Skip site navigation (1)Skip section navigation (2)
Date:      Mon, 19 Jul 2010 11:55:59 -0400
From:      "Mikhail T." <mi+thun@aldan.algebra.com>
To:        Jeremy Chadwick <freebsd@jdc.parodius.com>
Cc:        stable@freebsd.org, fs@freebsd.org
Subject:   Re: panic: handle_written_inodeblock: bad size
Message-ID:  <4C44758F.7080209@aldan.algebra.com>
In-Reply-To: <20100719113147.GA4786@icarus.home.lan>
References:  <4C43F35D.5020007@aldan.algebra.com> <20100719113147.GA4786@icarus.home.lan>

next in thread | previous in thread | raw e-mail | index | archive | help
19.07.2010 07:31, Jeremy Chadwick ΞΑΠΙΣΑΧ(ΜΑ):
> If you boot the machine in single-user, and run fsck manually, are there
> any errors?
>    
Thanks, Jeremy... I wish, there was a way to learn, /which/ file-system 
is giving trouble... However, after sending the question out last night, 
I tried to pkg_delete a package on the machine, and was very lucky to 
see a file-system error (inode something or other) before the panic 
struck.

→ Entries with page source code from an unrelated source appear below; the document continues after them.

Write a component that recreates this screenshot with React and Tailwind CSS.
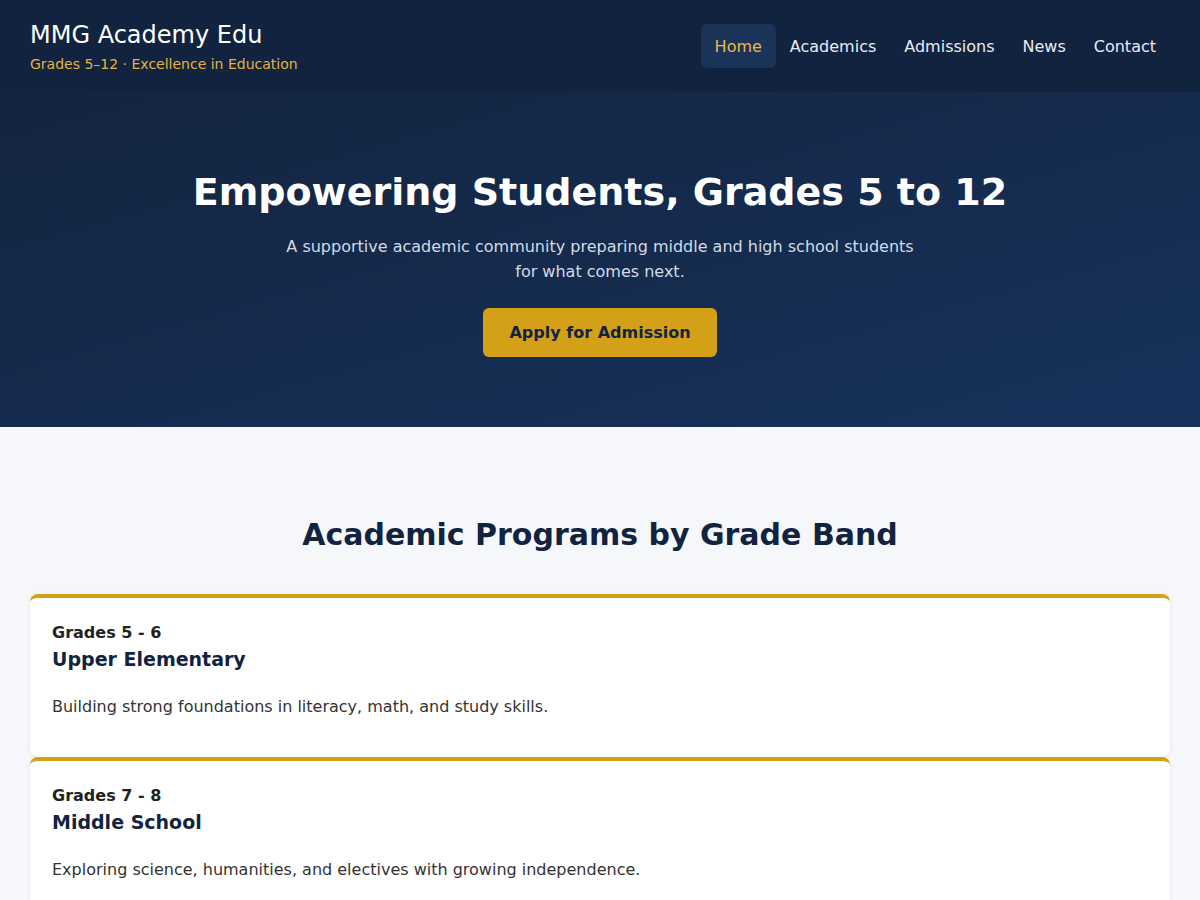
const navItems = ['Home', 'Academics', 'Admissions', 'News', 'Contact'];

const programs = [
  {
    grades: 'Grades 5 - 6',
    title: 'Upper Elementary',
    text: 'Building strong foundations in literacy, math, and study skills.',
  },
  {
    grades: 'Grades 7 - 8',
    title: 'Middle School',
    text: 'Exploring science, humanities, and electives with growing independence.',
  },
  {
    grades: 'Grades 9 - 12',
    title: 'High School',
    text: 'Rigorous college-preparatory coursework and leadership opportunities.',
  },
];

function Header() {
  return (
    <header className="flex items-start justify-between bg-[#12233f] px-[30px] h-[92px]">
      <div className="flex flex-col gap-[4px] pt-[20px]">
        <h1 className="text-[24px] leading-[30px] font-normal text-white">MMG Academy Edu</h1>
        <p className="text-[14px] leading-[20px] text-[#e3b341]">Grades 5–12 · Excellence in Education</p>
      </div>
      <nav className="flex items-center pt-[24px]">
        {navItems.map((item, i) => (
          <a
            key={item}
            href="#"
            className={`px-[14px] pt-[11px] pb-[9px] rounded-[6px] text-[16px] leading-[24px] ${
              i === 0 ? 'bg-[#1a3358] text-[#e8b94a]' : 'text-[#e8ecf2]'
            }`}
          >
            {item}
          </a>
        ))}
      </nav>
    </header>
  );
}

function Hero() {
  return (
    <section className="bg-gradient-to-br from-[#13243f] to-[#17325c] pt-[77px] pb-[70px] flex flex-col items-center text-center">
      <h2 className="text-[38px] leading-[46px] font-bold text-white">Empowering Students, Grades 5 to 12</h2>
      <p className="mt-[19px] max-w-[640px] text-[16px] leading-[25px] text-[#d3dae4]">
        A supportive academic community preparing middle and high school students for what comes next.
      </p>
      <button className="mt-[24px] bg-[#d4a017] text-[#12233f] font-bold text-[16px] leading-[24px] px-[26px] py-[12.5px] rounded-[6px]">
        Apply for Admission
      </button>
    </section>
  );
}

function ProgramCard({ grades, title, text }) {
  return (
    <div className="bg-white rounded-[8px] border-t-4 border-[#d4a017] shadow-[0_1px_4px_rgba(0,0,0,0.08)] px-[22px] pt-[23px] pb-[23px]">
      <p className="text-[16px] leading-[24px] font-bold text-[#222]">{grades}</p>
      <h3 className="text-[19px] leading-[28px] font-bold text-[#12233f]">{title}</h3>
      <p className="mt-[22px] mb-[15px] text-[16px] leading-[24px] text-[#333]">{text}</p>
    </div>
  );
}

export default function App() {
  return (
    <div className="min-h-screen bg-[#f5f7fa]" style={{ fontFamily: '"DejaVu Sans", Verdana, sans-serif' }}>
      <Header />
      <Hero />
      <section className="px-[30px] pt-[90px] pb-[64px]">
        <h2 className="text-center text-[30px] leading-[36px] font-bold text-[#12233f]">
          Academic Programs by Grade Band
        </h2>
        <div className="mt-[41px] flex flex-col">
          {programs.map((p) => (
            <ProgramCard key={p.title} {...p} />
          ))}
        </div>
      </section>
    </div>
  );
}
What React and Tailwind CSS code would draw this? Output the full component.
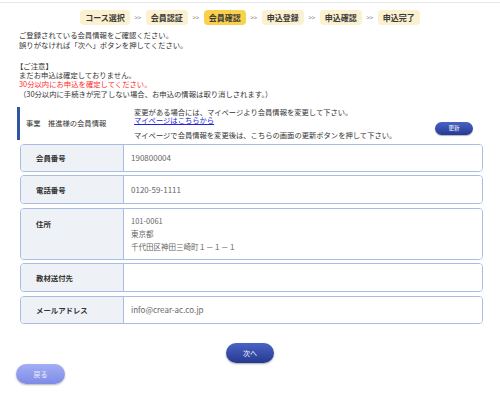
import React from "react";

const font = { fontFamily: '"Noto Sans CJK JP", "Noto Sans", sans-serif' };

function Step({ label, active }) {
  return (
    <div
      className={`h-[15px] px-[5px] flex items-center rounded-[4px] text-[8px] font-semibold text-[#3a3a3a] ${
        active ? "bg-[#fbd14b]" : "bg-[#fbf0cf]"
      }`}
    >
      {label}
    </div>
  );
}

function Sep() {
  return <div className="text-[6px] text-[#777] w-[9px] text-center">&gt;&gt;</div>;
}

function Row({ label, children, tall }) {
  return (
    <div className="flex-1 flex border border-[#a9bde2] rounded-[4px] overflow-hidden">
      <div
        className={`w-[103px] shrink-0 bg-[#eef2f7] border-r border-[#a9bde2] pl-[15px] text-[7.4px] font-bold text-[#333] flex ${
          tall ? "items-start pt-[9px]" : "items-center"
        }`}
      >
        {label}
      </div>
      <div className="flex-1 pl-[7px] text-[8px] text-[#666] bg-white flex flex-col justify-center">
        {children}
      </div>
    </div>
  );
}

export default function App() {
  return (
    <div className="w-[500px] h-[396px] bg-white overflow-hidden relative" style={font}>
      <div className="h-[3px] border-b border-[#e4e6ea]" />
      <div className="flex justify-center items-center gap-[3.5px] mt-[7px]">
        <Step label="コース選択" />
        <Sep />
        <Step label="会員認証" />
        <Sep />
        <Step label="会員確認" active />
        <Sep />
        <Step label="申込登録" />
        <Sep />
        <Step label="申込確認" />
        <Sep />
        <Step label="申込完了" />
      </div>

      <div className="pl-[19px] mt-[5px] text-[7.35px] text-[#333]">
        <div className="leading-[10px]">
          <div>ご登録されている会員情報をご確認ください。</div>
          <div>誤りがなければ「次へ」ボタンを押してください。</div>
        </div>
        <div className="leading-[9.2px] mt-[11px]">
          <div className="-ml-[3px]">【ご注意】</div>
          <div>まだお申込は確定しておりません。</div>
          <div className="text-[#ff2a2a]">30分以内にお申込を確定してください。</div>
          <div>（30分以内に手続きが完了しない場合、お申込の情報は取り消しされます。）</div>
        </div>
      </div>

      <div className="flex items-stretch ml-[17px] mr-[17px] mt-[9px] h-[33px]">
        <div className="w-[3px] bg-[#2f55a4]" />
        <div className="w-[114px] pl-[6px] flex items-center text-[7.3px] text-[#333]">
          事業　推進様の会員情報
        </div>
        <div className="flex-1 text-[7.3px] text-[#333] pt-[1px]">
          <div className="leading-[8.5px]">変更がある場合には、マイページより会員情報を変更して下さい。</div>
          <div className="leading-[8.5px] text-[#2323d8] underline">マイページはこちらから</div>
          <div className="leading-[8.5px] mt-[6px]">マイページで会員情報を変更後は、こちらの画面の更新ボタンを押して下さい。</div>
        </div>
        <div className="flex items-center pr-[10px] pt-[15px] pb-[5px]">
          <div className="w-[38px] h-[13px] rounded-full bg-gradient-to-b from-[#4a63c4] to-[#263a94] text-white text-[5.5px] flex items-center justify-center shadow-[0_1px_1px_rgba(0,0,0,0.3)]">
            更新
          </div>
        </div>
      </div>

      <div className="ml-[20px] w-[463px] mt-[4px] flex flex-col gap-[3.5px]">
        <div className="h-[28px] flex flex-col">
          <Row label="会員番号">190800004</Row>
        </div>
        <div className="h-[29px] flex flex-col">
          <Row label="電話番号">0120-59-1111</Row>
        </div>
        <div className="h-[52px] flex flex-col">
          <Row label="住所" tall>
            <div className="leading-[13px] text-[7.5px]">
              <div>101-0061</div>
              <div>東京都</div>
              <div>千代田区神田三崎町１－１－１</div>
            </div>
          </Row>
        </div>
        <div className="h-[29px] flex flex-col">
          <Row label="教材送付先"></Row>
        </div>
        <div className="h-[28px] flex flex-col">
          <Row label="メールアドレス">info@crear-ac.co.jp</Row>
        </div>
      </div>

      <div className="flex justify-center mt-[19px]">
        <div className="w-[48px] h-[20px] rounded-full bg-gradient-to-b from-[#4b63c6] to-[#25398f] text-white text-[7px] flex items-center justify-center shadow-[0_1px_2px_rgba(0,0,0,0.35)]">
          次へ
        </div>
      </div>
      <div className="ml-[16px] mt-[1px]">
        <div className="w-[49px] h-[20px] rounded-full bg-gradient-to-b from-[#a3aef5] to-[#7d8be6] text-[#eef0ff] text-[7px] flex items-center justify-center shadow-[0_1px_2px_rgba(0,0,0,0.3)]">
          戻る
        </div>
      </div>
    </div>
  );
}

That, at least, told me, which file-system was in trouble 
(/var). I dump-ed it out, re-created, and then restored it... Although 
dumping went smooth, there were two errors at which restore offered to 
abort. I told it not to and got (most of the) file-system restored. (The 
dump is available to anyone wishing to investigate -- contact me 
privately. I'm not posting it publicly because of the passwd-file backup 
under /var).

So far seems quiet -- no panics for two more hours before I went to bed.
> Only thing I can think of off the top of my head: there's a known
> situation (also applies to RELENG_7) where a background fsck doesn't
> correct all errors after a system crash/unclean shutdown.  I mention
> this because I see "softdep" in the above stack trace (usually refers to
> softupdates).  I don't know if this got fixed, but the workaround is to
> use background_fsck="no" in rc.conf.  Yes, after a crash this means you
> have to wait for the entire fsck to run.
>    
When setting up my main machine 4 years ago, I turned off background 
fsck... But I thought, things have improved sufficiently enough since 
then :-( Maybe, background fsck should still be disabled by default?

And, IMO, at the very least, *any panic related to a file-system must 
clearly identify the file-system in question*... What do you think?